【プロレス蔵出し写真館】肺がんのため死去した〝ミスタープロレス〟天龍源一郎の妻・嶋田まき代さんの通夜が先月27日、東京・大田区のロイヤルシティホール洗足池でしめやかに営まれた(告別式は28日)。喪主を務めた天龍は、「天龍源一郎を前向きに歩ませたのは嶋田まき代のエネルギーのバックアップがあったからだと思っています」と感謝の言葉を口にした。

 まき代さんは天龍がエースだった団体「WAR(レッスル・アンド・ロマンス)」をチーフとして支えた。

 そのWARが旗揚げ戦を行ったのは今から30年前の1992年(平成4年)7月14日、後楽園ホール(翌日15日は同所で第2戦)。メインイベントでザ・グレート・カブキ&北原辰巳(後の光騎)組と対戦する天龍が、タッグパートナーに抜擢したのは若手の折原昌夫だった。

 折原は全日本プロレス時代の最後の付け人で、天龍がSWSに参加すると追随した。SWSが解散する直前にメキシコ遠征に出ていて、いわば凱旋帰国第1戦でもあった。

 試合は天龍が孤軍奮闘する展開となった。折原が集中砲火を浴びダウンしたのだ。北原に強烈な顔面キックの連発を食らい、カブキのラリアート、DDTでいたぶられた。マットに這いつくばると、天龍に髪の毛をつかまれ引き起こされた。終盤、カブキがラリアート4連発からパワーボム。これは天龍がカットして事なきを得たが、最後はカブキのタイガードライバーでカウント3。期待されるがゆえに〝ボコられた〟と言ってもいい試合だった。

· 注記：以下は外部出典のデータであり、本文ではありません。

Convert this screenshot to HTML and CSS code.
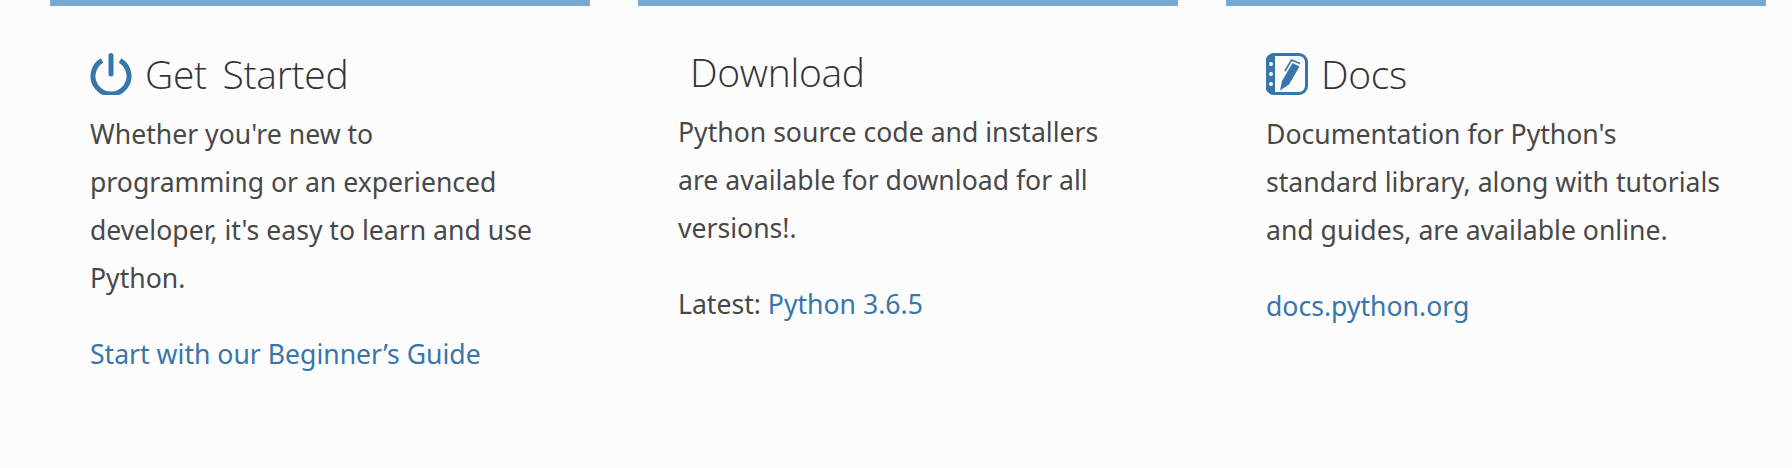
FILE: index.html
```html
<!DOCTYPE html>
<html lang="en">
<head>
<meta charset="utf-8">
<title>Python</title>
<link rel="stylesheet" href="styles.css">
</head>
<body>
<main class="cols">
  <section class="col">
    <h2 class="head"><svg class="ico" viewBox="0 0 42 42"><path d="M12 7.5A18 18 0 1 0 30 7.5" fill="none" stroke="#3776ab" stroke-width="5"/><path d="M21 2.5V21" fill="none" stroke="#3776ab" stroke-width="5" stroke-linecap="round"/></svg>Get Started</h2>
    <p class="txt">Whether you're new to programming or an experienced developer, it's easy to learn and use Python.</p>
    <p class="txt"><a href="#">Start with our Beginner’s Guide</a></p>
  </section>
  <section class="col col-b">
    <h2 class="head head-b">Download</h2>
    <p class="txt">Python source code and installers are available for download for all versions!.</p>
    <p class="txt">Latest: <a href="#">Python 3.6.5</a></p>
  </section>
  <section class="col">
    <h2 class="head"><svg class="ico" viewBox="0 0 42 42"><path d="M8 1.5H33A7.5 7.5 0 0 1 40.5 9V33A7.5 7.5 0 0 1 33 40.5H8A7 7 0 0 1 1 33V9A7 7 0 0 1 8 1.5Z" fill="#fcfcfc" stroke="#3776ab" stroke-width="3"/><path d="M8 1.5A7 7 0 0 0 1 9V33A7 7 0 0 0 8 40.5H9V1.5Z" fill="#3776ab"/><circle cx="5" cy="11" r="2" fill="#fcfcfc"/><circle cx="5" cy="21" r="2" fill="#fcfcfc"/><circle cx="5" cy="31" r="2" fill="#fcfcfc"/><path d="M14 37.5L16 28L26.5 10L33.5 13.5L23 31.5Z" fill="#3776ab"/><path d="M19 18L25.5 7L34 10.5" fill="none" stroke="#3776ab" stroke-width="1.6"/></svg>Docs</h2>
    <p class="txt">Documentation for Python's standard library, along with tutorials and guides, are available online.</p>
    <p class="txt"><a href="#">docs.python.org</a></p>
  </section>
</main>
</body>
</html>
```
FILE: styles.css
```css
html, body { margin: 0; padding: 0; }
body {
  height: 468px;
  overflow: hidden;
  background: #fcfcfc;
  color: #484848;
  font-family: "Noto Sans", "Open Sans", sans-serif;
}
.cols {
  display: flex;
  gap: 48px;
  padding: 0 26px 0 50px;
}
.col {
  width: 540px;
  box-sizing: border-box;
  border-top: 6px solid #77a9d2;
  padding: 44px 40px 0;
}
.col-b { padding-top: 42px; }
.head {
  display: flex;
  align-items: center;
  gap: 13px;
  height: 48px;
  margin: 0 0 12px;
  font-family: "Open Sans", sans-serif;
  font-weight: 300;
  font-size: 39px;
  line-height: 48px;
  letter-spacing: -0.3px;
  word-spacing: 6px;
  color: #333;
}
.head-b { padding-left: 12px; }
.ico { width: 42px; height: 42px; flex: none; }
.txt {
  margin: 0 0 28px;
  font-size: 26.6px;
  line-height: 48px;
}
.txt a { color: #3776ab; text-decoration: none; }
```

 試合を終えて控室に戻ってきた折原は畳の上に大の字。「マスコミがいるんだからちゃんとしろ!」。天龍の叱責に一度は起き上がりイスに座ったものの、すぐに畳に前のめりに突っ伏して二度と起き上がることはなかった(写真)。結局、折原は救急車で運び出された。
 
 一方、天龍は旗揚げを終えて、「何を見せたいか? オーソドックスなものでいいと思っている。いままでもファンに嘘をつかないでやってきたのが俺のプロレス。これからの1年間、だまされたと思って俺についてきてよ。絶対損はさせない」と力強く語った。

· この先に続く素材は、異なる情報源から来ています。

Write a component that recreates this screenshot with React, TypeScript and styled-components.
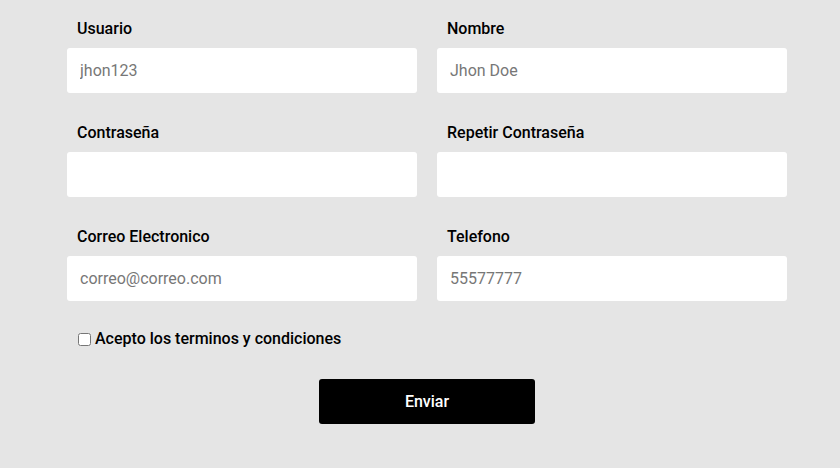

 その言葉通り、この年の10月に新日本プロレスと開戦。長州力、橋本真也、アントニオ猪木、藤波辰爾、グレート・ムタとはシングルで対戦。さらにインディ、U系との対決も実現させた。戦っていない大物は前田日明ぐらいだろうか…。

 ところで折原だが、WARで経験を重ねるうちに画期的な技を開発した。

 相手を背後から抱えてコーナー最上段に乗せ、自分もコーナー最上段に登ってジャーマンで投げる荒業。なだれ式ジャーマンだが、自分は両足のつま先をセカンドロープに引っかけ転落を防ぐというすぐれもの。今ではスパイダージャーマンの名称で知られる。

 いつだったか折原から、「天龍さんが使っちゃいけないって言うんですよ」と愚痴を聞かされたことがある。危険すぎるという判断だったのか、天龍には確認する機会がなかった。後に天龍は武藤敬司との一戦で使用したように、この技は認めていた。自ら成熟させて、使用に踏み切ったということだろう。

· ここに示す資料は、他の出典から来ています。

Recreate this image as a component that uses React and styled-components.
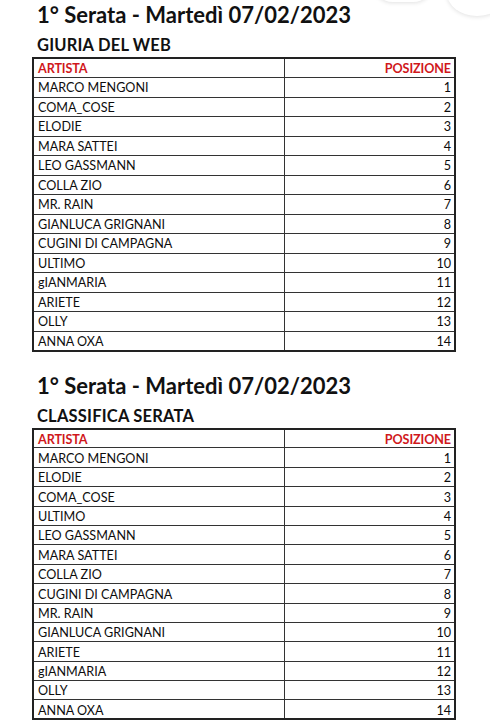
import React from "react";
import styled, { createGlobalStyle } from "styled-components";

const Global = createGlobalStyle`
  html, body { margin: 0; padding: 0; background: #fff; }
  body { font-family: Lato, "Liberation Sans", sans-serif; color: #111; }
`;

const Page = styled.div`
  position: relative;
  width: 490px;
  height: 722px;
  overflow: hidden;
  background: #fff;
  padding: 0 34px 0 32px;
  box-sizing: border-box;
`;

const Section = styled.section`
  display: flex;
  flex-direction: column;
  padding-top: ${(p) => p.$top}px;
`;

const Title = styled.h1`
  margin: 0;
  padding-left: 5px;
  font-size: 22px;
  line-height: 30px;
  font-weight: 700;
  color: #111;
  white-space: nowrap;
`;

const Subtitle = styled.h2`
  margin: 5px 0 0;
  padding-left: 5px;
  font-size: 16.5px;
  line-height: 20px;
  font-weight: 700;
  color: #111;
  letter-spacing: 0.2px;
`;

const Table = styled.table`
  margin-top: ${(p) => p.$gap}px;
  width: 424px;
  border-collapse: collapse;
  border: 2px solid #222;
  table-layout: fixed;
`;

const Row = styled.tr`
  height: ${(p) => p.$h}px;
`;

const Cell = styled.td`
  border: 1px solid #333;
  padding: 3px 3px 0 4px;
  font-size: 12.6px;
  line-height: 1;
  color: #0d0d0d;
  text-align: ${(p) => (p.$right ? "right" : "left")};
  white-space: nowrap;
`;

const HeadCell = styled(Cell).attrs({ as: "th" })`
  color: #d0181c;
  font-weight: 700;
  letter-spacing: -0.1px;
`;

const Bubble = styled.div`
  position: absolute;
  background: #fff;
  box-shadow: 0 1px 4px rgba(0, 0, 0, 0.12);
  border-radius: 50%;
`;

const web = [
  "MARCO MENGONI",
  "COMA_COSE",
  "ELODIE",
  "MARA SATTEI",
  "LEO GASSMANN",
  "COLLA ZIO",
  "MR. RAIN",
  "GIANLUCA GRIGNANI",
  "CUGINI DI CAMPAGNA",
  "ULTIMO",
  "gIANMARIA",
  "ARIETE",
  "OLLY",
  "ANNA OXA",
];

const serata = [
  "MARCO MENGONI",
  "ELODIE",
  "COMA_COSE",
  "ULTIMO",
  "LEO GASSMANN",
  "MARA SATTEI",
  "COLLA ZIO",
  "CUGINI DI CAMPAGNA",
  "MR. RAIN",
  "GIANLUCA GRIGNANI",
  "ARIETE",
  "gIANMARIA",
  "OLLY",
  "ANNA OXA",
];

function Ranking({ top, gap, subtitle, names, rowH }) {
  return (
    <Section $top={top}>
      <Title>1° Serata - Martedì 07/02/2023</Title>
      <Subtitle>{subtitle}</Subtitle>
      <Table $gap={gap}>
        <colgroup>
          <col style={{ width: "251px" }} />
          <col />
        </colgroup>
        <thead>
          <Row $h={rowH}>
            <HeadCell>ARTISTA</HeadCell>
            <HeadCell $right>POSIZIONE</HeadCell>
          </Row>
        </thead>
        <tbody>
          {names.map((n, i) => (
            <Row key={n} $h={rowH}>
              <Cell>{n}</Cell>
              <Cell $right>{i + 1}</Cell>
            </Row>
          ))}
        </tbody>
      </Table>
    </Section>
  );
}

export default function App() {
  return (
    <>
      <Global />
      <Page>
        <Bubble style={{ left: 372, top: -40, width: 62, height: 42, borderRadius: 21 }} />
        <Bubble style={{ left: 447, top: -30, width: 60, height: 46 }} />
        <Ranking top={0} gap={2} subtitle="GIURIA DEL WEB" names={web} rowH={19.5} />
        <Ranking top={19} gap={2} subtitle="CLASSIFICA SERATA" names={serata} rowH={19.4} />
      </Page>
    </>
  );
}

 折原とは06年7月27日、後楽園大会で行われたWAR最終興行「FINAL」のメインでタッグを組んで(天龍、折原、北原、ドン・フジイVS越中詩郎、齋藤彰俊、小原道由、青柳政司)、有終の美を飾った。

 天龍はWARをふり返り、「新日本で稼いでいた金は全部WARにつぎ込んでいたよ。嶋田家の財産は全部WARにつぎ込みました」と明かしていた。

 まさに、まき代さんあってこその天龍だった(敬称略)。